A cada generación le toca la maldición o la bendición del tiempo en el que vive. Mi generación, por ejemplo, creció con el final del franquismo y todo estaba lleno de ilusión, de irreverencia y de ganas de libertad. La última o la penúltima generación, en cambio, ha visto pasar ante sus ojos todas las crisis posibles, y ha chapoteado en la precariedad constante: todo parece desesperanzador y aciago para ella.
Seguramente es por eso, por razones históricas, por lo que ha habido entre los jóvenes LGTBIQ+ un resurgimiento del puritanismo que nadie sabe explicar demasiado bien pero que es desolador. Una contrarrevolución que no distingue de colores ideológicos ni de clases sociales ni de tendencia sexual. La última hornada de millennials y la primera de zetas están muy perfumadas de incienso y naftalina.
Hace unos días, a propósito de un artículo de prensa que olía a rancio, se abrió en las redes sociales un debate acerca del cruising. Muchos gais se quejaban de que todavía en 2024 se siga estigmatizando esa práctica que no solo tiene mucho que ver con la historia del colectivo LGTBIQ+, sino que es casi un estilo de vida y que perdurará —incluso en Mercadona— por su morbosidad sin domesticar.

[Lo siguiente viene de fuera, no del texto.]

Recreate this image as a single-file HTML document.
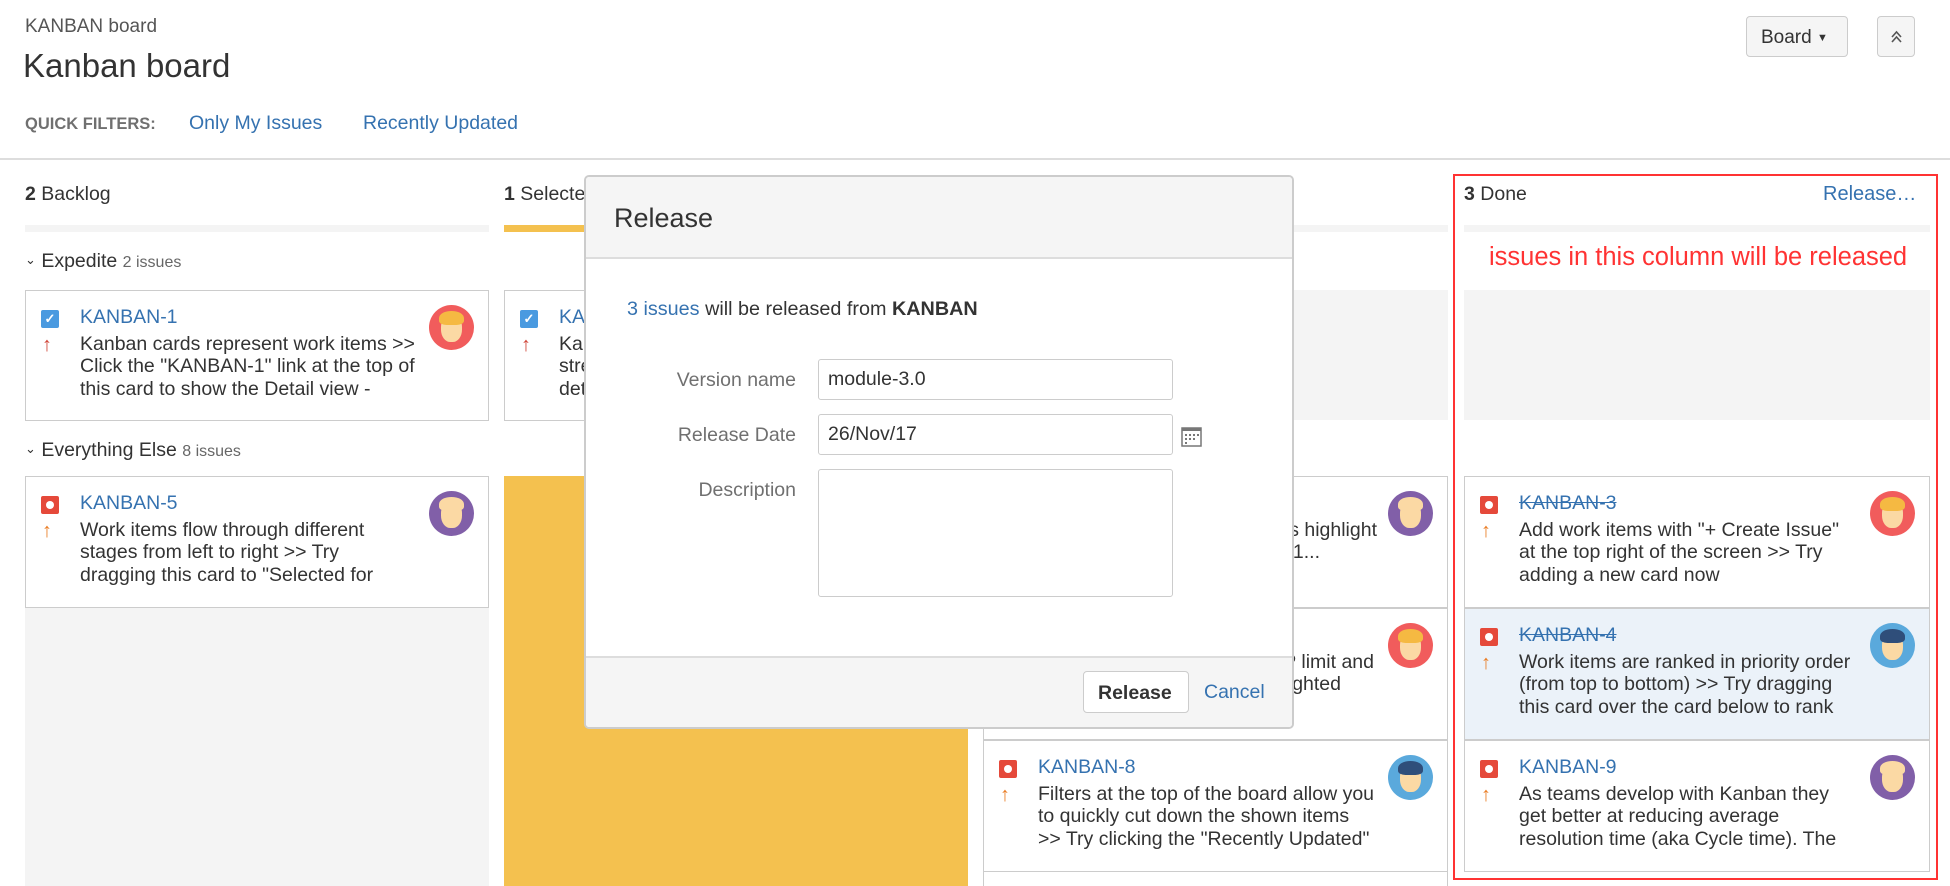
<!DOCTYPE html>
<html><head><meta charset="utf-8"><style>
*{margin:0;padding:0;box-sizing:border-box}
html,body{width:1950px;height:886px;overflow:hidden}
body{background:#fff;font-family:"Liberation Sans",Arial,sans-serif;color:#333;position:relative}
.a{position:absolute}
.link{color:#3572b0}
.btn{position:absolute;border:1px solid #ccc;border-radius:4px;background:#f5f5f5;font-size:19px;color:#333}
.colh{font-size:19.5px;color:#333;top:183px}
.bar{height:7px;background:#f4f4f4;top:225px}
.card{position:absolute;background:#fff;border:1px solid #ccc;height:132px;overflow:hidden}
.key{position:absolute;left:54px;top:15px;font-size:19.5px;color:#3572b0}
.txt{position:absolute;left:54px;top:42px;font-size:19.5px;line-height:22.4px;color:#333;white-space:nowrap}
.rt{position:absolute;font-size:19.5px;line-height:22.4px;color:#333;white-space:nowrap;text-align:right}
.ic{position:absolute;left:15px;top:19px;width:18px;height:18px;border-radius:2px}
.bug{background:#e5493a}.bug::after{content:"";position:absolute;left:5px;top:5px;width:8px;height:8px;border-radius:50%;background:#fff}
.task{background:#4a9ae0;color:#fff;font-size:13px;text-align:center;line-height:18px;font-weight:bold}
.arr{position:absolute;left:16px;top:43px;font-size:20px;font-weight:bold}
.av{position:absolute;right:14px;top:14px;width:45px;height:45px;border-radius:50%;overflow:hidden}
.av::after{content:"";position:absolute;left:12px;top:10px;width:21px;height:27px;border-radius:45%;background:#fbd9a4}
.av::before{content:"";position:absolute;left:10px;top:6px;width:25px;height:14px;border-radius:50% 50% 30% 30%;background:var(--h,#f5b942);z-index:1}
.lbl{position:absolute;font-size:19.5px;color:#707070;text-align:right;width:240px;left:556px}
.inp{position:absolute;left:818px;width:355px;border:1px solid #ccc;border-radius:3px;background:#fff;font-size:19.5px;padding:8px 9px;color:#333}
</style></head><body>
<div class="a" style="left:25px;top:16px;font-size:19px;color:#555">KANBAN board</div>
<div class="a" style="left:23px;top:47px;font-size:33px;color:#333">Kanban board</div>
<div class="a" style="left:25px;top:115px;font-size:16.5px;font-weight:bold;color:#707070">QUICK FILTERS:</div>
<div class="a link" style="left:189px;top:112px;font-size:19.5px">Only My Issues</div>
<div class="a link" style="left:363px;top:112px;font-size:19.5px">Recently Updated</div>
<div class="btn" style="left:1746px;top:16px;width:102px;height:41px;padding:10px 0 0 14px">Board <span style="font-size:11px;vertical-align:2px">▼</span></div>
<div class="btn" style="left:1877px;top:16px;width:38px;height:41px"><svg style="position:absolute;left:12px;top:13px" width="13" height="14" viewBox="0 0 13 14"><path d="M2 7 L6.5 2 L11 7 M2 12 L6.5 7 L11 12" fill="none" stroke="#555" stroke-width="1.6"/></svg></div>
<div class="a" style="left:0;top:158px;width:1950px;height:2px;background:#ddd"></div>

<div class="a colh" style="left:25px"><b>2</b> Backlog</div>
<div class="a colh" style="left:504px"><b>1</b> Selected</div>
<div class="a colh" style="left:1464px"><b>3</b> Done</div>
<div class="a link" style="left:1823px;top:183px;font-size:20px">Release…</div>
<div class="a bar" style="left:25px;width:464px"></div>
<div class="a bar" style="left:504px;width:464px;background:#f4c14f"></div>
<div class="a bar" style="left:983px;width:465px"></div>
<div class="a bar" style="left:1464px;width:466px"></div>

<div class="a" style="left:25px;top:250px;font-size:19.5px"><span style="font-size:13px;vertical-align:3px">⌄</span> Expedite <span style="font-size:16px;color:#666">2 issues</span></div>
<div class="a" style="left:1489px;top:243px;font-size:25.5px;color:#f33">issues in this column will be released</div>
<div class="a" style="left:983px;top:290px;width:465px;height:130px;background:#f4f4f4"></div>
<div class="a" style="left:1464px;top:290px;width:466px;height:130px;background:#f4f4f4"></div>

<div class="card" style="left:25px;top:290px;width:464px;height:131px">
<div class="ic task">✓</div><div class="key">KANBAN-1</div><div class="arr" style="color:#d04437">↑</div>
<div class="txt">Kanban cards represent work items &gt;&gt;<br>Click the "KANBAN-1" link at the top of<br>this card to show the Detail view -</div>
<div class="av" style="background:#f15c5c"></div></div>
<div class="card" style="left:504px;top:290px;width:464px;height:131px">
<div class="ic task">✓</div><div class="key">KANBAN-2</div><div class="arr" style="color:#d04437">↑</div>
<div class="txt">Kanban cards<br>stream<br>details</div></div>

<div class="a" style="left:25px;top:439px;font-size:19.5px"><span style="font-size:13px;vertical-align:3px">⌄</span> Everything Else <span style="font-size:16px;color:#666">8 issues</span></div>
<div class="a" style="left:25px;top:608px;width:464px;height:278px;background:#f4f4f4"></div>
<div class="a" style="left:504px;top:476px;width:464px;height:410px;background:#f4c14f"></div>

<div class="card" style="left:25px;top:476px;width:464px">
<div class="ic bug"></div><div class="key">KANBAN-5</div><div class="arr" style="color:#ea7d24">↑</div>
<div class="txt">Work items flow through different<br>stages from left to right &gt;&gt; Try<br>dragging this card to "Selected for</div>
<div class="av" style="background:#815fa8;--h:#fbd9a4"></div></div>

<div class="card" style="left:983px;top:476px;width:465px"><div class="rt" style="right:70px;top:42px">Swimlanes highlight</div><div class="rt" style="right:127px;top:64px">KANBAN-1...</div><div class="av" style="background:#815fa8;--h:#fbd9a4"></div></div>
<div class="card" style="left:983px;top:608px;width:465px"><div class="rt" style="right:73px;top:42px">WIP limit and</div><div class="rt" style="right:106px;top:64px">highlighted</div><div class="av" style="background:#f15c5c"></div></div>
<div class="card" style="left:983px;top:740px;width:465px">
<div class="ic bug"></div><div class="key">KANBAN-8</div><div class="arr" style="color:#ea7d24">↑</div>
<div class="txt">Filters at the top of the board allow you<br>to quickly cut down the shown items<br>&gt;&gt; Try clicking the "Recently Updated"</div>
<div class="av" style="background:#5aa9dc;--h:#2f4e7a"></div></div>
<div class="card" style="left:983px;top:871px;width:465px;height:15px;border-bottom:none"></div>

<div class="card" style="left:1464px;top:476px;width:466px">
<div class="ic bug"></div><div class="key" style="text-decoration:line-through">KANBAN-3</div><div class="arr" style="color:#ea7d24">↑</div>
<div class="txt">Add work items with "+ Create Issue"<br>at the top right of the screen &gt;&gt; Try<br>adding a new card now</div>
<div class="av" style="background:#f15c5c"></div></div>
<div class="card" style="left:1464px;top:608px;width:466px;background:#ebf2f9">
<div class="ic bug"></div><div class="key" style="text-decoration:line-through">KANBAN-4</div><div class="arr" style="color:#ea7d24">↑</div>
<div class="txt">Work items are ranked in priority order<br>(from top to bottom) &gt;&gt; Try dragging<br>this card over the card below to rank</div>
<div class="av" style="background:#5aa9dc;--h:#2f4e7a"></div></div>
<div class="card" style="left:1464px;top:740px;width:466px">
<div class="ic bug"></div><div class="key">KANBAN-9</div><div class="arr" style="color:#ea7d24">↑</div>
<div class="txt">As teams develop with Kanban they<br>get better at reducing average<br>resolution time (aka Cycle time). The</div>
<div class="av" style="background:#815fa8;--h:#fbd9a4"></div></div>

<div class="a" style="left:1453px;top:174px;width:485px;height:706px;border:2px solid #f33"></div>

<div class="a" style="left:584px;top:175px;width:710px;height:554px;background:#fff;border:2px solid #ccc;border-radius:5px;overflow:hidden">
<div style="height:82px;background:#f5f5f5;border-bottom:2px solid #ddd;padding:26px 28px;font-size:27px;color:#333">Release</div>
<div class="a" style="left:41px;top:121px;font-size:19.8px"><span class="link">3 issues</span> will be released from <b>KANBAN</b></div>
<div style="position:absolute;left:0;bottom:0;width:100%;height:71px;background:#f5f5f5;border-top:2px solid #ddd"></div>
<div class="btn" style="left:497px;top:494px;width:106px;height:42px;background:#fff;font-weight:bold;font-size:19.5px;padding:10px 0 0 14px">Release</div>
<div class="a link" style="left:618px;top:504px;font-size:19.5px">Cancel</div>
</div>
<div class="lbl" style="top:369px">Version name</div>
<div class="lbl" style="top:424px">Release Date</div>
<div class="lbl" style="top:479px">Description</div>
<div class="inp" style="top:359px;height:41px">module-3.0</div>
<div class="inp" style="top:414px;height:41px">26/Nov/17</div>
<div class="inp" style="top:469px;height:128px"></div>
<svg class="a" style="left:1180px;top:424px" width="24" height="24" viewBox="0 0 24 24"><rect x="2" y="4" width="19" height="18" fill="none" stroke="#777" stroke-width="1.5"/><rect x="2" y="4" width="19" height="3" fill="#777"/><g fill="#777"><rect x="5" y="10" width="2" height="2"/><rect x="9" y="10" width="2" height="2"/><rect x="13" y="10" width="2" height="2"/><rect x="17" y="10" width="2" height="2"/><rect x="5" y="14" width="2" height="2"/><rect x="9" y="14" width="2" height="2"/><rect x="13" y="14" width="2" height="2"/><rect x="5" y="18" width="2" height="2"/></g></svg>
</body></html>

«El ruido que hacen los jóvenes LGTBIQ+ en redes asusta sobre el futuro que nos espera»
Muchos otros —en especial jóvenes— respondían con arrogancia que el cruising no tiene ya sentido porque se puede ligar en clase, en el trabajo o en Grindr, y dando a entender que era una especie de depravación sucia. Es recurrente también en esa generación el edadismo moralista: un hombre hecho y derecho no puede acercarse a un joven de veinte años con intenciones amorosas o lascivas porque hay abuso de poder, sean cuales sean las condiciones de cada uno de ellos.
Cuando estuve en Madrid en verano, un amigo me contó uno de esos casos que acababa de ocurrirle a él: después de seducir a un chico, que se dejó y contribuyó a ello, fue advertido de que lo que había hecho era “poco ético”, porque el chico era inexperto e inocente. Pollasviejas frente a Blancanieves.
Crear contenido en OnlyFans –o hacer porno no industrial, si se prefiere– tiene también el estigma y supone el riesgo de linchamiento juvenil, porque es una mercantilización del propio cuerpo y blablablá. Pero ver cualquier porno, industrial o doméstico, también es reprobable, porque cosifica el cuerpo ajeno, fomenta la explotación y alienta la deshumanización social.
Grindr está mal porque solo se usa para follar. Ir acostándose con uno y con otro cada día te convierte en una puta. Basta surfear un poco por Twitter con el algoritmo adecuado para ver a chicos censurando agriamente la vida que llevan los demás, las infidelidades, el exhibicionismo, el sexo libre o cualquier otro comportamiento que en las últimas décadas se habían convertido en naturales o en un asunto simplemente subjetivo y personal. Sé que no son todos los jóvenes, ni siquiera la mayoría, pero el ruido que hacen a menudo asusta sobre el futuro que nos espera.
Crece el machismo, vuelve a haber matones homófobos en las calles y aquella mojigatería putrefacta de la España franquista, que creíamos ya olvidada para siempre, regresa con ropajes más coloridos y a veces con disfraces muy modernos. Antes las monjas iban con hábito y escapulario; ahora llevan tatuajes, piercings y pendientes en las orejas.
Los jóvenes son siempre el termómetro de una sociedad. Y los jóvenes LGTBIQ+ deberían ser, más aún, el mapa en la que adivinar lo bueno –o lo malo– que hay por delante. Es verdad que la Ley del péndulo nos lleva de una época a otra con demasiados vaivenes, pero las generaciones del vaivén para atrás deberían ser criogenizadas durante dos décadas y saltar de los quince a los treinta y cinco años.